Immediate impact and reactions
Germany’s response was cautious and conditioned by wartime diplomacy. After the Treaty of Brest-Litovsk (March 3, 1918) removed Russia from the war, Kaiser Wilhelm II recognized Lithuania on March 23, 1918, but the recognition was circumscribed, with Germany expecting political alignment and military-strategic privileges. Internally, the Taryba experimented with state forms under occupation. On July 11, 1918, it controversially invited Wilhelm Karl, Duke of Urach, to accept the throne as King Mindaugas II, an attempt to secure German goodwill; this decision was revoked on November 2, 1918, as the German war effort collapsed and the political landscape transformed.
The same day, the Council adopted a Provisional Constitution (November 2, 1918) establishing the framework of executive authority, and on November 11, 1918, it appointed Augustinas Voldemaras as the first Prime Minister, forming Lithuania’s initial Cabinet. The nascent state immediately faced existential threats. From December 1918, Lithuanian volunteers and a quickly organized army began fighting the Wars of Independence (1918–1920) against Bolshevik forces advancing from the east, Bermontians in the southwest, and later Polish units amid a contentious struggle over Vilnius. While Vilnius changed hands repeatedly, a Polish-led mutiny under Lucjan Żeligowski in October 1920 resulted in the loss of the city to a Polish-controlled entity and then formal annexation by Poland in 1922. Lithuania relocated its government to Kaunas, designating it the “temporary capital,” while maintaining Vilnius as its capital de jure.
Internationally, Lithuania achieved gradual recognition. The Soviet–Lithuanian Peace Treaty (July 12, 1920) saw Soviet Russia recognize Lithuania’s independence and Vilnius as its capital. The League of Nations admitted Lithuania on September 22, 1921, and the Allied Powers extended de jure recognition in 1922. These steps consolidated the standing that the February 16 Act had asserted under far more uncertain conditions.
Long-term significance and legacy
The Act of Independence of February 16, 1918, was significant in at least three enduring respects. First, it provided a clear, legal and constitutional foundation for state-building. Within four years, Lithuania adopted a national currency (the litas, 1922), implemented a landmark land reform (1922), built civil and educational institutions, and conducted foreign policy as a recognized sovereign. Even amid political turbulence—culminating in Antanas Smetona’s authoritarian turn after 1926—the state’s juridical basis traced directly to the 1918 proclamation.
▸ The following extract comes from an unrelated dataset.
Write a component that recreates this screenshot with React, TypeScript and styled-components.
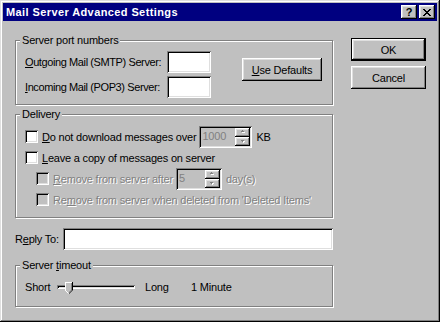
import styled, { createGlobalStyle } from "styled-components";

const GlobalStyle = createGlobalStyle`
  html, body {
    margin: 0;
    padding: 0;
    background: #c0c0c0;
  }
  body {
    font-family: "Liberation Sans", Arial, sans-serif;
    font-size: 11px;
    letter-spacing: -0.2px;
    color: #000;
  }
`;

const raised = `
  box-shadow: inset -1px -1px #000, inset 1px 1px #fff, inset -2px -2px #808080, inset 2px 2px #dfdfdf;
`;

const sunken = `
  box-shadow: inset 1px 1px #808080, inset -1px -1px #fff, inset 2px 2px #000, inset -2px -2px #dfdfdf;
`;

const Window = styled.div`
  width: 440px;
  height: 322px;
  box-sizing: border-box;
  padding: 3px;
  background: #c0c0c0;
  box-shadow: inset -1px -1px #000, inset 1px 1px #dfdfdf, inset -2px -2px #808080, inset 2px 2px #fff;
  display: flex;
  flex-direction: column;
`;

const TitleBar = styled.div`
  height: 18px;
  background: #000080;
  color: #fff;
  display: flex;
  align-items: center;
  padding: 0 2px 0 3px;
`;

const Title = styled.span`
  flex: 1;
  font-weight: bold;
  font-size: 11px;
  letter-spacing: 0.4px;
`;

const TitleButton = styled.div`
  width: 16px;
  height: 14px;
  box-sizing: border-box;
  background: #c0c0c0;
  ${raised}
  color: #000;
  font-weight: bold;
  font-size: 11px;
  letter-spacing: 0;
  line-height: 13px;
  display: flex;
  align-items: center;
  justify-content: center;
  & + & {
    margin-left: 2px;
  }
`;

const Body = styled.div`
  display: flex;
  padding-left: 12px;
`;

const LeftColumn = styled.div`
  width: 318px;
  padding-top: 19px;
  display: flex;
  flex-direction: column;
`;

const RightColumn = styled.div`
  margin-left: 18px;
  padding-top: 17px;
  display: flex;
  flex-direction: column;
  gap: 5px;
`;

const Group = styled.div<{ $h: number; $gap?: number }>`
  height: ${(p) => p.$h}px;
  box-sizing: border-box;
  margin-top: ${(p) => p.$gap ?? 0}px;
  border: 1px solid #808080;
  box-shadow: inset 1px 1px #fff, 1px 1px #fff;
  padding: 0 9px;
  display: flex;
  flex-direction: column;
`;

const Legend = styled.div`
  align-self: flex-start;
  margin: -7px 0 0 -5px;
  padding: 0 2px;
  background: #c0c0c0;
  line-height: 13px;
`;

const U = styled.span`
  text-decoration: underline;
  text-underline-offset: 1px;
`;

const PortArea = styled.div`
  display: flex;
  align-items: flex-start;
  margin-top: 4px;
`;

const PortGrid = styled.div`
  display: grid;
  grid-template-columns: 142px 44px;
  grid-auto-rows: 22px;
  row-gap: 3px;
  align-items: center;
`;

const PortLabel = styled.span`
  white-space: nowrap;
  letter-spacing: -0.4px;
`;

const Field = styled.div<{ $w?: number; $disabled?: boolean }>`
  width: ${(p) => (p.$w ? `${p.$w}px` : "auto")};
  flex: ${(p) => (p.$w ? "none" : 1)};
  height: 22px;
  box-sizing: border-box;
  background: ${(p) => (p.$disabled ? "#c0c0c0" : "#fff")};
  ${sunken}
`;

const Button = styled.div<{ $w: number; $default?: boolean }>`
  width: ${(p) => p.$w}px;
  height: 23px;
  box-sizing: border-box;
  background: #c0c0c0;
  border: ${(p) => (p.$default ? "1px solid #000" : "none")};
  ${raised}
  display: flex;
  align-items: center;
  justify-content: center;
`;

const DefaultsButton = styled(Button)`
  margin: 7px 0 0 31px;
`;

const Rows = styled.div`
  margin-top: 5px;
  display: flex;
  flex-direction: column;
`;

const Row = styled.div<{ $indent?: number }>`
  height: 21px;
  display: flex;
  align-items: center;
  padding-left: ${(p) => p.$indent ?? 0}px;
`;

const Check = styled.div<{ $disabled?: boolean }>`
  width: 13px;
  height: 13px;
  box-sizing: border-box;
  flex: none;
  background: ${(p) => (p.$disabled ? "#c0c0c0" : "#fff")};
  ${sunken}
  margin-right: 4px;
`;

const Label = styled.span<{ $disabled?: boolean }>`
  white-space: nowrap;
  color: ${(p) => (p.$disabled ? "#808080" : "#000")};
  text-shadow: ${(p) => (p.$disabled ? "1px 1px 0 #fff" : "none")};
`;

const Spin = styled(Field)`
  display: flex;
  padding: 2px;
  margin: 0 4px 0 3px;
`;

const SpinValue = styled.span`
  flex: 1;
  padding-left: 1px;
  line-height: 17px;
  color: #808080;
`;

const SpinButtons = styled.div`
  width: 15px;
  display: flex;
  flex-direction: column;
`;

const SpinButton = styled.div`
  flex: 1;
  background: #c0c0c0;
  ${raised}
  display: flex;
  align-items: center;
  justify-content: center;
`;

const ReplyRow = styled.div`
  margin-top: 10px;
  display: flex;
  align-items: center;
`;

const ReplyLabel = styled.span`
  width: 48px;
`;

const TimeoutRow = styled.div`
  margin-top: 5px;
  height: 20px;
  display: flex;
  align-items: center;
`;

const Cell = styled.span<{ $w: number }>`
  width: ${(p) => p.$w}px;
  flex: none;
`;

const Slider = styled.div`
  position: relative;
  width: 78px;
  height: 20px;
  margin-right: 10px;
  display: flex;
  align-items: center;
`;

const Track = styled.div`
  width: 100%;
  height: 4px;
  background: #c0c0c0;
  box-shadow: inset 1px 1px #808080, inset -1px -1px #fff, inset 2px 2px #000, inset -2px -2px #dfdfdf;
`;

const Thumb = styled.svg`
  position: absolute;
  left: 8px;
  top: 5px;
`;

function Arrow({ up }: { up?: boolean }) {
  return (
    <svg width="6" height="4" viewBox="0 0 6 4">
      {up ? (
        <>
          <path d="M2 3h3V2h-1V1h-1v1H2z" fill="#fff" />
          <path d="M1 2h3V1h-1V0h-1v1H1z" fill="#808080" />
        </>
      ) : (
        <>
          <path d="M2 2h3v1h-1v1h-1V3H2z" fill="#fff" />
          <path d="M1 1h3v1h-1v1h-1V2H1z" fill="#808080" />
        </>
      )}
    </svg>
  );
}

function Spinner({ width, value }: { width: number; value: string }) {
  return (
    <Spin $w={width} $disabled>
      <SpinValue>{value}</SpinValue>
      <SpinButtons>
        <SpinButton>
          <Arrow up />
        </SpinButton>
        <SpinButton>
          <Arrow />
        </SpinButton>
      </SpinButtons>
    </Spin>
  );
}

export default function App() {
  return (
    <>
      <GlobalStyle />
      <Window>
        <TitleBar>
          <Title>Mail Server Advanced Settings</Title>
          <TitleButton>?</TitleButton>
          <TitleButton>
            <svg width="8" height="7" viewBox="0 0 8 7">
              <path
                d="M0 0h2v1h1v1h2V1h1V0h2v1H7v1H6v1H5v1h1v1h1v1h1v1H6V6H5V5H3v1H2v1H0V6h1V5h1V4h1V3H2V2H1V1H0z"
                fill="#000"
              />
            </svg>
          </TitleButton>
        </TitleBar>
        <Body>
          <LeftColumn>
            <Group $h={65}>
              <Legend>Server port numbers</Legend>
              <PortArea>
                <PortGrid>
                  <PortLabel>
                    <U>O</U>utgoing Mail (SMTP) Server:
                  </PortLabel>
                  <Field $w={44} />
                  <PortLabel>
                    <U>I</U>ncoming Mail (POP3) Server:
                  </PortLabel>
                  <Field $w={44} />
                </PortGrid>
                <DefaultsButton $w={80}>
                  <span>
                    <U>U</U>se Defaults
                  </span>
                </DefaultsButton>
              </PortArea>
            </Group>

            <Group $h={104} $gap={9}>
              <Legend>Delivery</Legend>
              <Rows>
                <Row>
                  <Check />
                  <Label>
                    <U>D</U>o not download messages over
                  </Label>
                  <Spinner width={53} value="1000" />
                  <Label>KB</Label>
                </Row>
                <Row>
                  <Check />
                  <Label>
                    <U>L</U>eave a copy of messages on server
                  </Label>
                </Row>
                <Row $indent={11}>
                  <Check $disabled />
                  <Label $disabled>
                    <U>R</U>emove from server after
                  </Label>
                  <Spinner width={46} value="5" />
                  <Label $disabled>day(s)</Label>
                </Row>
                <Row $indent={11}>
                  <Check $disabled />
                  <Label $disabled>
                    Re<U>m</U>ove from server when deleted from 'Deleted Items'
                  </Label>
                </Row>
              </Rows>
            </Group>

            <ReplyRow>
              <ReplyLabel>
                R<U>e</U>ply To:
              </ReplyLabel>
              <Field />
            </ReplyRow>

            <Group $h={42} $gap={15}>
              <Legend>
                Server <U>t</U>imeout
              </Legend>
              <TimeoutRow>
                <Cell $w={32}>Short</Cell>
                <Slider>
                  <Track />
                  <Thumb width="8" height="12" viewBox="0 0 8 12">
                    <path d="M0 0h8v8l-4 4-4-4z" fill="#c0c0c0" />
                    <path d="M0 0h7v1H1v7H0z" fill="#fff" />
                    <path d="M7 0h1v8l-4 4v-1l3-3z" fill="#000" />
                    <path d="M6 1h1v7l-3 3v-1l2-2z" fill="#808080" />
                    <path d="M0 8l3.5 3.5" stroke="#fff" strokeWidth="1" />
                  </Thumb>
                </Slider>
                <Cell $w={46}>Long</Cell>
                <span>1 Minute</span>
              </TimeoutRow>
            </Group>
          </LeftColumn>

          <RightColumn>
            <Button $w={75} $default>
              OK
            </Button>
            <Button $w={75}>Cancel</Button>
          </RightColumn>
        </Body>
      </Window>
    </>
  );
}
Second, the Act became the keystone of the doctrine of state continuity. When Lithuania was occupied and annexed by the Soviet Union in 1940, and later subjected to Nazi occupation, Lithuanian diplomats abroad, diaspora communities, and underground activists consistently referenced the 1918 Act to maintain claims of sovereignty. Western non-recognition policies toward the Baltic annexations implicitly affirmed this continuity. Thus, when Lithuania declared the Act of the Re-Establishment of the State of Lithuania on March 11, 1990, it explicitly invoked the legal and historical lineage of February 16, 1918, not as a new creation but as a recovery of interrupted independence.
Third, the Act became a central element of national memory and identity. The date February 16 is commemorated as the Day of Restoration of the State of Lithuania. During the Soviet period, public celebration was prohibited, but diaspora communities sustained annual observances. After independence was restored, the tradition returned to Lithuania itself, with ceremonies held in Vilnius—notably at the House of the Signatories. The physical history of the Act added a further layer to its legacy: while the Lithuanian-language original disappeared from domestic archives, a German-language original, bearing the signatures, was discovered by historian Liudas Mažylis in the German Foreign Ministry’s Political Archive in March 2017. Germany later provided a long-term loan for display in Vilnius during the centenary commemorations in 2018, reinforcing the document’s tangible place in public history.
In geopolitical terms, the 1918 Act aligned Lithuania with the broader East-Central European transformation that followed World War I: the emergence (or re-emergence) of nation-states grounded in self-determination rather than dynastic sovereignty. Yet Lithuania’s case was distinctive. Declared under occupation and before the verdict of the war was known, the Act was a preemptive assertion, both courageous and legally astute. It established principles that guided diplomacy through the Wars of Independence and beyond, and it offered a model of continuity that sustained the nation through decades of denial.
More than a century later, the concise lines signed on that winter day in 1918 stand as Lithuania’s most consequential political text—at once a restoration of medieval statehood, a modern democratic pledge, and an enduring charter of sovereignty anchored in Vilnius. By naming the capital, severing old bonds, and affirming democratic foundations, the Act framed not only the interwar republic but also the post-1990 state, validating the claim that Lithuania’s independence is not granted by others, but restored by its people.